C’est cette fille qu’il connaît, pas l’autre : que = conjonction appartenant à c’est…que
C’est cette fille qu’il connaît qui est venue me voir : que = pronom – c’est = présentatif
C’est de la fille en rouge qu’il est amoureux : que = conjonction appartenant à « c’est… que » – on voit qu’une précision (l’adjectif « rouge ») s’impose pratiquement ici pour justifier la formule d’insistance qui est restrictive. Ou alors on oppose « fille » à « garçon » ou à « femme »
Si on remplace la conjonction par un pronom
C’est la fille dont il est amoureux : c’est n’est plus que présentatif.
Se pose alors la question de c’est …qui où « qui » ne peut être que pronom
C’est .. qui
1.c’est les amis qui sont venus me voir
Dès qu’on utilise le possessif, on retombe sur la formule d’insistance c’est…qui. C’est…où
2. C’est dans cette ville que je suis né, et pas dans la ville où j’habite. INSISTANCE
3. C’est cette ville où je suis né, et pas dans celle où j’habite.
Personnellement je n’accepterais pas la 3.

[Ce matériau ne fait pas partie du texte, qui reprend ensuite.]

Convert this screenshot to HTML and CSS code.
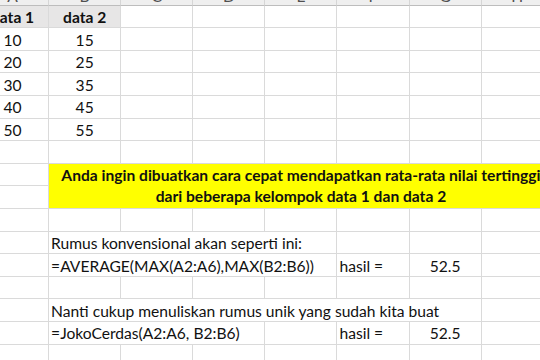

Comment faites-vous pour qu’il y ait notification ?
Tara, je pense que vous refusez la forme en dont comme clivée parce qu’elle est de nos jours moins usitée que la forme en qu-, et par conséquent nos oreilles contemporaines ne l’acceptent pas toujours spontanément ; elle reste néanmoins interprétable ainsi.
Et, non, non, je ne trouve pas l’énoncé C’est mes amis dont je te parle erroné, je pense, contrairement à ce que vous avez indiqué dans votre premier message, qu’il ne peut pas être interprétable comme une relative, mais uniquement comme une clivée. La relative n’est possible qu’en apposition (et sans doute avec une suite) : C’est mes amis, dont je te parle depuis toujours ou alors C’est mes amis, ceux dont je te parle (en ce moment).
(Pour notifier un commentaire, rédigez quelque chose dans le cadre « votre réponse », puis effacez-la après l’avoir publiée.)
Merci Mis-e!
Après tout, peut-être avez-vous raison…
Je vous en prie Tara ! (au pseudo non estropié ! :D)
Ce sont surtout les grammairiens, dont je me contente de relayer les propos.